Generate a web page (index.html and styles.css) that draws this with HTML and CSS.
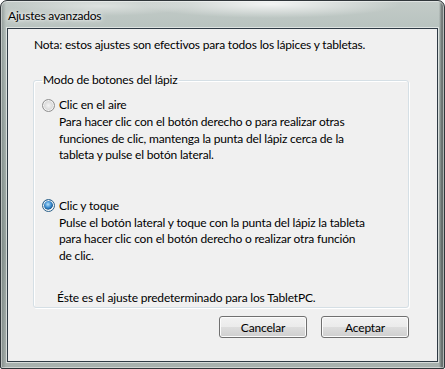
FILE: index.html
```html
<!DOCTYPE html>
<html lang="es">
<head>
<meta charset="utf-8">
<title>Ajustes avanzados</title>
<link rel="stylesheet" href="styles.css">
</head>
<body>
<div class="window">
  <div class="titlebar"><span class="title">Ajustes avanzados</span></div>
  <div class="client">
    <p class="note">Nota: estos ajustes son efectivos para todos los lápices y tabletas.</p>
    <fieldset class="group">
      <legend class="legend">Modo de botones del lápiz</legend>
      <div class="option">
        <div class="radio-row"><span class="radio"></span><span>Clic en el aire</span></div>
        <p class="desc">Para hacer clic con el botón derecho o para realizar otras<br>funciones de clic, mantenga la punta del lápiz cerca de la<br>tableta y pulse el botón lateral.</p>
      </div>
      <div class="option second">
        <div class="radio-row"><span class="radio checked"></span><span>Clic y toque</span></div>
        <p class="desc">Pulse el botón lateral y toque con la punta del lápiz la tableta<br>para hacer clic con el botón derecho o realizar otra función<br>de clic.</p>
      </div>
      <p class="default">Éste es el ajuste predeterminado para los TabletPC.</p>
    </fieldset>
    <div class="buttons">
      <button class="btn">Cancelar</button>
      <button class="btn">Aceptar</button>
    </div>
  </div>
</div>
</body>
</html>
```
FILE: styles.css
```css
html, body {
  margin: 0;
  padding: 0;
  background: #ffffff;
}
body {
  font-family: Lato, "Open Sans", sans-serif;
  font-size: 12px;
  letter-spacing: -0.18px;
  color: #000;
}
.window {
  box-sizing: border-box;
  width: 445px;
  height: 369px;
  border: 1px solid #30363a;
  border-radius: 7px 7px 2px 2px;
  background:
    radial-gradient(ellipse 130px 14px at 270px 3px, rgba(255,255,255,0.8), rgba(255,255,255,0) 100%),
    radial-gradient(ellipse 90px 10px at 100px 5px, rgba(255,255,255,0.45), rgba(255,255,255,0) 100%),
    linear-gradient(90deg, rgba(60,70,70,0.35) 0px, rgba(60,70,70,0) 5px, rgba(60,70,70,0) 438px, rgba(40,45,45,0.55) 441px, rgba(60,70,70,0.2) 445px),
    linear-gradient(180deg, #c3cbc8 0px, #b7c2be 30px, #a9b5b1 120px, #9aa6a2 250px, #a8b1ae 369px);
  box-shadow: inset 0 0 0 1px rgba(255,255,255,0.45);
  padding: 0 6px 6px 6px;
  display: flex;
  flex-direction: column;
  overflow: hidden;
}
.titlebar {
  height: 27px;
  display: flex;
  align-items: center;
  padding-left: 1px;
}
.title {
  font-size: 12px;
  color: #000;
  text-shadow: 0 0 6px #fff, 0 0 3px #fff;
  margin-top: 2px;
}
.client {
  flex: 1;
  border: 1px solid #2e3a44;
  box-shadow: 0 0 0 1px rgba(255,255,255,0.55);
  background: #f0f0f0;
  display: flex;
  flex-direction: column;
  padding: 0 28px 0 25px;
}
.note {
  margin: 8px 0 0 1px;
  line-height: 16px;
}
.group {
  margin: 19px 0 0 0;
  padding: 0 0 0 8px;
  border: 1px solid #d5dfe5;
  border-radius: 3px;
  box-shadow: inset 1px 1px 0 #fff, 1px 1px 0 #fff;
  height: 236px;
  box-sizing: border-box;
  min-width: 0;
}
.legend {
  padding: 0 1px;
  margin-left: 0;
  line-height: 16px;
}
.option {
  margin-top: 9px;
}
.option.second {
  margin-top: 34px;
}
.radio-row {
  display: flex;
  align-items: center;
  gap: 4px;
  line-height: 16px;
}
.radio {
  box-sizing: border-box;
  width: 13px;
  height: 13px;
  border-radius: 50%;
  border: 1px solid #8f8f8f;
  background: radial-gradient(circle at 50% 50%, #f4f4f4 0, #d9d9d9 55%, #c8c8c8 75%, #ececec 100%);
  box-shadow: inset 0 0 0 1px #f4f4f4;
  flex: none;
}
.radio.checked {
  border-color: #2c628b;
  background: radial-gradient(circle at 45% 40%, #b6e1fb 0, #3f8fd2 35%, #1b5c95 55%, #f4f4f4 62%, #dcdcdc 100%);
}
.desc {
  margin: 1px 0 0 17px;
  line-height: 16.5px;
  white-space: nowrap;
}
.default {
  margin: 26px 0 0 15px;
  line-height: 16px;
  white-space: nowrap;
}
.buttons {
  display: flex;
  justify-content: flex-end;
  gap: 14px;
  margin-top: 8px;
}
.btn {
  font-family: inherit;
  font-size: 12px;
  letter-spacing: inherit;
  width: 88px;
  height: 22px;
  border: 1px solid #707070;
  border-radius: 3px;
  background: linear-gradient(180deg, #f2f2f2 0%, #ebebeb 50%, #dddddd 51%, #cfcfcf 100%);
  box-shadow: inset 0 0 0 1px #fcfcfc;
  color: #000;
  padding: 0;
}
```
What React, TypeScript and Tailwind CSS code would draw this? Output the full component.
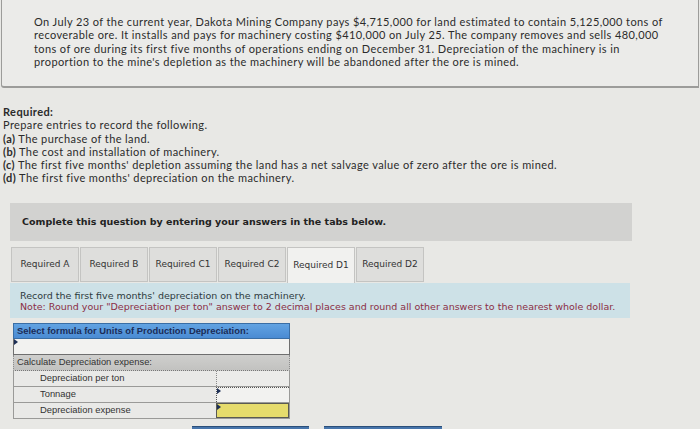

::::

■ **Request**: Find all lines holding the string "this" and copy them.

■ **Reply to the exercise**:
Generate a web page (index.html and styles.css) that draws this with HTML and CSS.
What React, TypeScript and Tailwind CSS code would draw this? Output the full component.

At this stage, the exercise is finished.